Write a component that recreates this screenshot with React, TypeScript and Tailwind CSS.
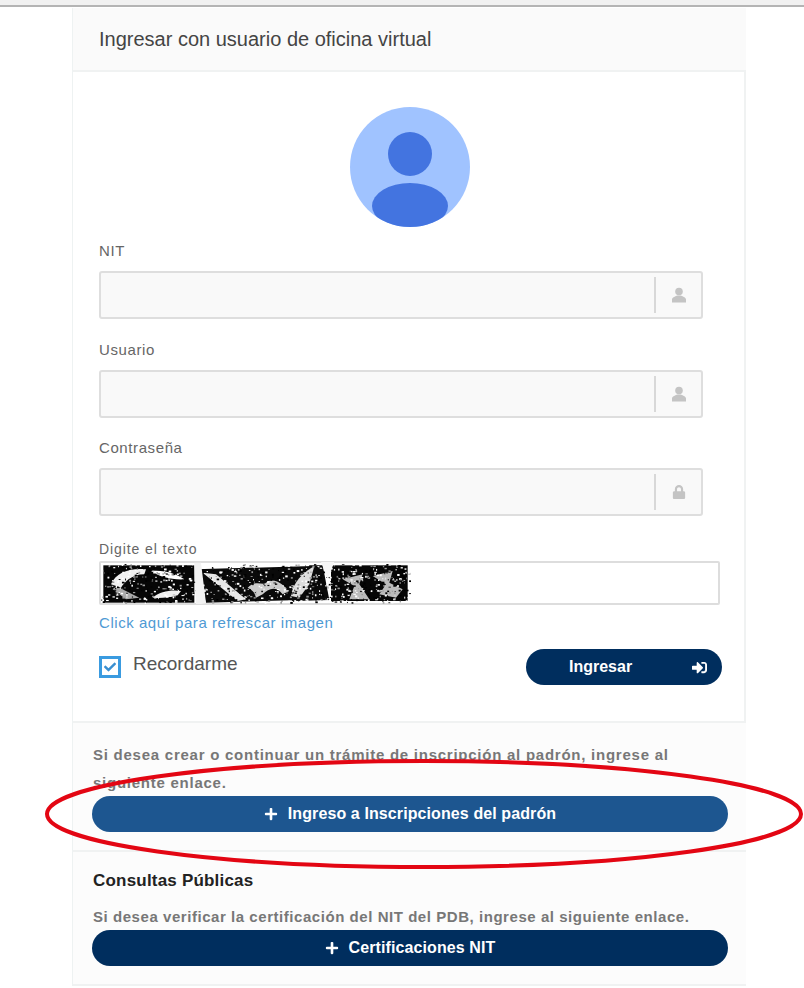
import { FaLock, FaSignInAlt, FaPlus, FaCheck } from 'react-icons/fa';

const font = { fontFamily: '"Liberation Sans", Arial, sans-serif' };

function seeded(n: number) {
  const out: number[] = [];
  let s = 7;
  for (let i = 0; i < n; i++) {
    s = (s * 16807) % 2147483647;
    out.push(s / 2147483647);
  }
  return out;
}

function Captcha() {
  const r = seeded(4000);
  const specks = [];
  for (let i = 0; i < 900; i++) {
    specks.push(
      <rect
        key={i}
        x={15 + r[i * 4] * 930}
        y={24 + r[i * 4 + 1] * 116}
        width={2 + r[i * 4 + 2] * 6}
        height={2 + r[i * 4 + 3] * 4}
        fill={i % 5 < 2 ? '#000' : i % 5 === 2 ? '#999' : '#fff'}
      />
    );
  }
  return (
    <svg width="310" height="42" viewBox="15 18 930 126" className="block shrink-0">
      <rect x="22" y="28" width="273" height="112" fill="#060606" />
      <path d="M300 40 L650 30 L700 130 L330 140 Z" fill="#0a0a0a" />
      <path d="M640 28 L680 28 L700 132 L600 135 Z" fill="#0a0a0a" />
      <rect x="705" y="28" width="230" height="107" fill="#060606" />
      <path d="M45 85 C60 50 100 35 150 40 L145 55 C105 55 85 80 75 95 Z" fill="#f0f0f0" />
      <path d="M165 45 C205 40 245 55 265 70 C225 72 190 62 165 45 Z" fill="#fff" />
      <path d="M170 125 C190 105 230 100 255 105 L245 118 C220 125 190 128 170 125 Z" fill="#eee" />
      <path d="M60 90 L130 125 L90 130 L50 100 Z" fill="#aaa" />
      <path d="M320 50 L360 55 L450 130 L425 135 Z" fill="#e8e8e8" />
      <path d="M455 95 C480 70 500 90 510 80 C535 60 565 90 580 105 L560 115 C540 90 520 95 500 115 L480 125 C475 105 465 100 455 95 Z" fill="#ccc" />
      <path d="M585 120 C590 80 620 50 655 30 L640 85 L610 125 Z" fill="#ddd" />
      <path d="M740 70 L800 55 L790 85 L820 130 L760 130 L775 90 Z" fill="#bbb" />
      <path d="M830 60 L890 45 L880 80 L920 100 L900 125 L850 115 L870 85 Z" fill="#bbb" />
      {specks}
      <path d="M295 20 L315 20 L330 142 L300 146 Z" fill="#f2f2f2" />
      <path d="M675 18 L715 18 L695 70 Z" fill="#f6f6f6" />
    </svg>
  );
}

function UserGlyph() {
  return (
    <svg width="16" height="16" viewBox="0 0 16 16" fill="currentColor">
      <circle cx="8" cy="4.5" r="3.8" />
      <path d="M1 15.5 V12.5 C1 10.5 4 9.5 6 8.5 H10 C12 9.5 15 10.5 15 12.5 V15.5 Z" />
    </svg>
  );
}

function Field({ label, icon, gap }: { label: string; icon: React.ReactNode; gap: string }) {
  return (
    <div className={gap}>
      <p className="text-[15px] leading-[20px] text-[#666] tracking-[0.6px]">{label}</p>
      <div className="mt-[10px] flex h-[48px] w-[604px] items-center rounded-[3px] border-2 border-[#dedede] bg-[#f9f9f9]">
        <div className="flex-1" />
        <div className="h-[36px] w-[2px] bg-[#d8d8d8]" />
        <div className="flex w-[45px] justify-center text-[#c4c4c4] text-[16px]">{icon}</div>
      </div>
    </div>
  );
}

function PillButton({ className, label }: { className: string; label: string }) {
  return (
    <button className={`flex h-[36px] w-[636px] items-center justify-center gap-[10px] rounded-full text-[16px] font-bold tracking-[0.1px] text-white ${className}`}>
      <FaPlus className="text-[14px]" />
      {label}
    </button>
  );
}

export default function App() {
  return (
    <div className="relative h-[988px] w-[804px] overflow-hidden bg-white" style={font}>
      <div className="h-[7px] border-b-2 border-[#b4b4b4] bg-[#f1f1f1]" />

      <div className="ml-[72px] mt-px w-[674px] border-l border-[#eef2f2]">
        <div className="flex h-[62px] items-center bg-[#fafafa] pl-[26px] text-[20px] text-[#444]">
          Ingresar con usuario de oficina virtual
        </div>

        <div className="h-[653px] border-2 border-l-0 border-[#f0f2f2] bg-white pl-[26px] pt-[35px]">
          <div className="flex w-[622px] justify-center">
            <svg width="120" height="120" viewBox="0 0 120 120">
              <defs>
                <clipPath id="avatar">
                  <circle cx="60" cy="60" r="60" />
                </clipPath>
              </defs>
              <circle cx="60" cy="60" r="60" fill="#a0c3ff" />
              <circle cx="60" cy="47" r="22" fill="#4374e0" />
              <ellipse cx="60" cy="99" rx="38" ry="23" fill="#4374e0" clipPath="url(#avatar)" />
            </svg>
          </div>

          <Field label="NIT" icon={<UserGlyph />} gap="mt-[14px]" />
          <Field label="Usuario" icon={<UserGlyph />} gap="mt-[21px]" />
          <Field label="Contraseña" icon={<FaLock className="text-[14px]" />} gap="mt-[20px]" />

          <p className="mt-[23px] text-[14px] leading-[20px] text-[#666] tracking-[0.9px]">Digite el texto</p>
          <div className="mt-[2px] flex h-[44px] w-[621px] items-center rounded-[2px] border-2 border-[#ddd] bg-white">
            <Captcha />
          </div>
          <p className="mt-[8px] text-[15px] leading-[20px] text-[#4f9ad4] tracking-[0.55px]">Click aquí para refrescar imagen</p>

          <div className="mt-[16px] flex w-[623px] items-center justify-between">
            <div className="flex items-center">
              <span className="flex h-[22px] w-[22px] items-center justify-center border-[3px] border-[#3a9be0] text-[12px] text-[#3a8fd0]">
                <FaCheck />
              </span>
              <span className="ml-[12px] -mt-[5px] text-[19px] text-[#555]">Recordarme</span>
            </div>
            <button className="flex h-[36px] w-[196px] items-center rounded-full bg-[#002e5e] pl-[43px] pr-[15px] text-[16px] font-bold text-white">
              <span className="flex-1 text-left">Ingresar</span>
              <FaSignInAlt className="text-[15px]" />
            </button>
          </div>
        </div>

        <div className="h-[129px] border-b-2 border-[#f0f2f2] bg-[#fcfcfc] pl-[19px] pt-[18px]">
          <p className="w-[600px] pl-px text-[15px] font-bold leading-[28px] text-[#777] tracking-[0.75px]">
            Si desea crear o continuar un trámite de inscripción al padrón, ingrese al siguiente enlace.
          </p>
          <PillButton className="-mt-[1px] bg-[#1d5690]" label="Ingreso a Inscripciones del padrón" />
        </div>

        <div className="h-[134px] border-b-2 border-[#f0f2f2] bg-[#fcfcfc] pl-[19px] pt-[19px]">
          <p className="pl-px text-[17px] font-bold leading-[20px] text-[#222] tracking-[0.2px]">Consultas Públicas</p>
          <p className="mt-[16px] pl-px text-[15px] font-bold leading-[20px] text-[#777] tracking-[0.55px]">
            Si desea verificar la certificación del NIT del PDB, ingrese al siguiente enlace.
          </p>
          <PillButton className="mt-[3px] bg-[#002e5e]" label="Certificaciones NIT" />
        </div>
      </div>

      <svg className="pointer-events-none absolute left-0 top-0" width="804" height="988" viewBox="0 0 804 988">
        <ellipse cx="424" cy="814" rx="377" ry="53" fill="none" stroke="#e30613" strokeWidth="4" />
      </svg>
    </div>
  );
}
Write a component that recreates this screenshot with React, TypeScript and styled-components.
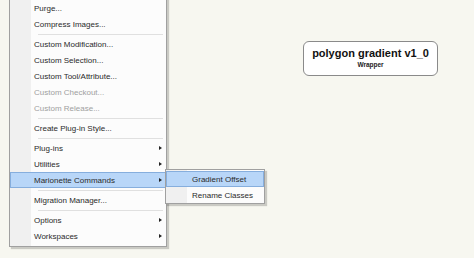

--------------------------------

Reproduce every entry word for word, but omit the pictures.

Answer to the exercise ▸
Write a component that recreates this screenshot with React, TypeScript and Tailwind CSS.
import { FaLock, FaSignInAlt, FaPlus, FaCheck } from 'react-icons/fa';

const font = { fontFamily: '"Liberation Sans", Arial, sans-serif' };

function seeded(n: number) {
  const out: number[] = [];
  let s = 7;
  for (let i = 0; i < n; i++) {
    s = (s * 16807) % 2147483647;
    out.push(s / 2147483647);
  }
  return out;
}

function Captcha() {
  const r = seeded(4000);
  const specks = [];
  for (let i = 0; i < 900; i++) {
    specks.push(
      <rect
        key={i}
        x={15 + r[i * 4] * 930}
        y={24 + r[i * 4 + 1] * 116}
        width={2 + r[i * 4 + 2] * 6}
        height={2 + r[i * 4 + 3] * 4}
        fill={i % 5 < 2 ? '#000' : i % 5 === 2 ? '#999' : '#fff'}
      />
    );
  }
  return (
    <svg width="310" height="42" viewBox="15 18 930 126" className="block shrink-0">
      <rect x="22" y="28" width="273" height="112" fill="#060606" />
      <path d="M300 40 L650 30 L700 130 L330 140 Z" fill="#0a0a0a" />
      <path d="M640 28 L680 28 L700 132 L600 135 Z" fill="#0a0a0a" />
      <rect x="705" y="28" width="230" height="107" fill="#060606" />
      <path d="M45 85 C60 50 100 35 150 40 L145 55 C105 55 85 80 75 95 Z" fill="#f0f0f0" />
      <path d="M165 45 C205 40 245 55 265 70 C225 72 190 62 165 45 Z" fill="#fff" />
      <path d="M170 125 C190 105 230 100 255 105 L245 118 C220 125 190 128 170 125 Z" fill="#eee" />
      <path d="M60 90 L130 125 L90 130 L50 100 Z" fill="#aaa" />
      <path d="M320 50 L360 55 L450 130 L425 135 Z" fill="#e8e8e8" />
      <path d="M455 95 C480 70 500 90 510 80 C535 60 565 90 580 105 L560 115 C540 90 520 95 500 115 L480 125 C475 105 465 100 455 95 Z" fill="#ccc" />
      <path d="M585 120 C590 80 620 50 655 30 L640 85 L610 125 Z" fill="#ddd" />
      <path d="M740 70 L800 55 L790 85 L820 130 L760 130 L775 90 Z" fill="#bbb" />
      <path d="M830 60 L890 45 L880 80 L920 100 L900 125 L850 115 L870 85 Z" fill="#bbb" />
      {specks}
      <path d="M295 20 L315 20 L330 142 L300 146 Z" fill="#f2f2f2" />
      <path d="M675 18 L715 18 L695 70 Z" fill="#f6f6f6" />
    </svg>
  );
}

function UserGlyph() {
  return (
    <svg width="16" height="16" viewBox="0 0 16 16" fill="currentColor">
      <circle cx="8" cy="4.5" r="3.8" />
      <path d="M1 15.5 V12.5 C1 10.5 4 9.5 6 8.5 H10 C12 9.5 15 10.5 15 12.5 V15.5 Z" />
    </svg>
  );
}

function Field({ label, icon, gap }: { label: string; icon: React.ReactNode; gap: string }) {
  return (
    <div className={gap}>
      <p className="text-[15px] leading-[20px] text-[#666] tracking-[0.6px]">{label}</p>
      <div className="mt-[10px] flex h-[48px] w-[604px] items-center rounded-[3px] border-2 border-[#dedede] bg-[#f9f9f9]">
        <div className="flex-1" />
        <div className="h-[36px] w-[2px] bg-[#d8d8d8]" />
        <div className="flex w-[45px] justify-center text-[#c4c4c4] text-[16px]">{icon}</div>
      </div>
    </div>
  );
}

function PillButton({ className, label }: { className: string; label: string }) {
  return (
    <button className={`flex h-[36px] w-[636px] items-center justify-center gap-[10px] rounded-full text-[16px] font-bold tracking-[0.1px] text-white ${className}`}>
      <FaPlus className="text-[14px]" />
      {label}
    </button>
  );
}

export default function App() {
  return (
    <div className="relative h-[988px] w-[804px] overflow-hidden bg-white" style={font}>
      <div className="h-[7px] border-b-2 border-[#b4b4b4] bg-[#f1f1f1]" />

      <div className="ml-[72px] mt-px w-[674px] border-l border-[#eef2f2]">
        <div className="flex h-[62px] items-center bg-[#fafafa] pl-[26px] text-[20px] text-[#444]">
          Ingresar con usuario de oficina virtual
        </div>

        <div className="h-[653px] border-2 border-l-0 border-[#f0f2f2] bg-white pl-[26px] pt-[35px]">
          <div className="flex w-[622px] justify-center">
            <svg width="120" height="120" viewBox="0 0 120 120">
              <defs>
                <clipPath id="avatar">
                  <circle cx="60" cy="60" r="60" />
                </clipPath>
              </defs>
              <circle cx="60" cy="60" r="60" fill="#a0c3ff" />
              <circle cx="60" cy="47" r="22" fill="#4374e0" />
              <ellipse cx="60" cy="99" rx="38" ry="23" fill="#4374e0" clipPath="url(#avatar)" />
            </svg>
          </div>

          <Field label="NIT" icon={<UserGlyph />} gap="mt-[14px]" />
          <Field label="Usuario" icon={<UserGlyph />} gap="mt-[21px]" />
          <Field label="Contraseña" icon={<FaLock className="text-[14px]" />} gap="mt-[20px]" />

          <p className="mt-[23px] text-[14px] leading-[20px] text-[#666] tracking-[0.9px]">Digite el texto</p>
          <div className="mt-[2px] flex h-[44px] w-[621px] items-center rounded-[2px] border-2 border-[#ddd] bg-white">
            <Captcha />
          </div>
          <p className="mt-[8px] text-[15px] leading-[20px] text-[#4f9ad4] tracking-[0.55px]">Click aquí para refrescar imagen</p>

          <div className="mt-[16px] flex w-[623px] items-center justify-between">
            <div className="flex items-center">
              <span className="flex h-[22px] w-[22px] items-center justify-center border-[3px] border-[#3a9be0] text-[12px] text-[#3a8fd0]">
                <FaCheck />
              </span>
              <span className="ml-[12px] -mt-[5px] text-[19px] text-[#555]">Recordarme</span>
            </div>
            <button className="flex h-[36px] w-[196px] items-center rounded-full bg-[#002e5e] pl-[43px] pr-[15px] text-[16px] font-bold text-white">
              <span className="flex-1 text-left">Ingresar</span>
              <FaSignInAlt className="text-[15px]" />
            </button>
          </div>
        </div>

        <div className="h-[129px] border-b-2 border-[#f0f2f2] bg-[#fcfcfc] pl-[19px] pt-[18px]">
          <p className="w-[600px] pl-px text-[15px] font-bold leading-[28px] text-[#777] tracking-[0.75px]">
            Si desea crear o continuar un trámite de inscripción al padrón, ingrese al siguiente enlace.
          </p>
          <PillButton className="-mt-[1px] bg-[#1d5690]" label="Ingreso a Inscripciones del padrón" />
        </div>

        <div className="h-[134px] border-b-2 border-[#f0f2f2] bg-[#fcfcfc] pl-[19px] pt-[19px]">
          <p className="pl-px text-[17px] font-bold leading-[20px] text-[#222] tracking-[0.2px]">Consultas Públicas</p>
          <p className="mt-[16px] pl-px text-[15px] font-bold leading-[20px] text-[#777] tracking-[0.55px]">
            Si desea verificar la certificación del NIT del PDB, ingrese al siguiente enlace.
          </p>
          <PillButton className="mt-[3px] bg-[#002e5e]" label="Certificaciones NIT" />
        </div>
      </div>

      <svg className="pointer-events-none absolute left-0 top-0" width="804" height="988" viewBox="0 0 804 988">
        <ellipse cx="424" cy="814" rx="377" ry="53" fill="none" stroke="#e30613" strokeWidth="4" />
      </svg>
    </div>
  );
}
Write a component that recreates this screenshot with React, TypeScript and styled-components.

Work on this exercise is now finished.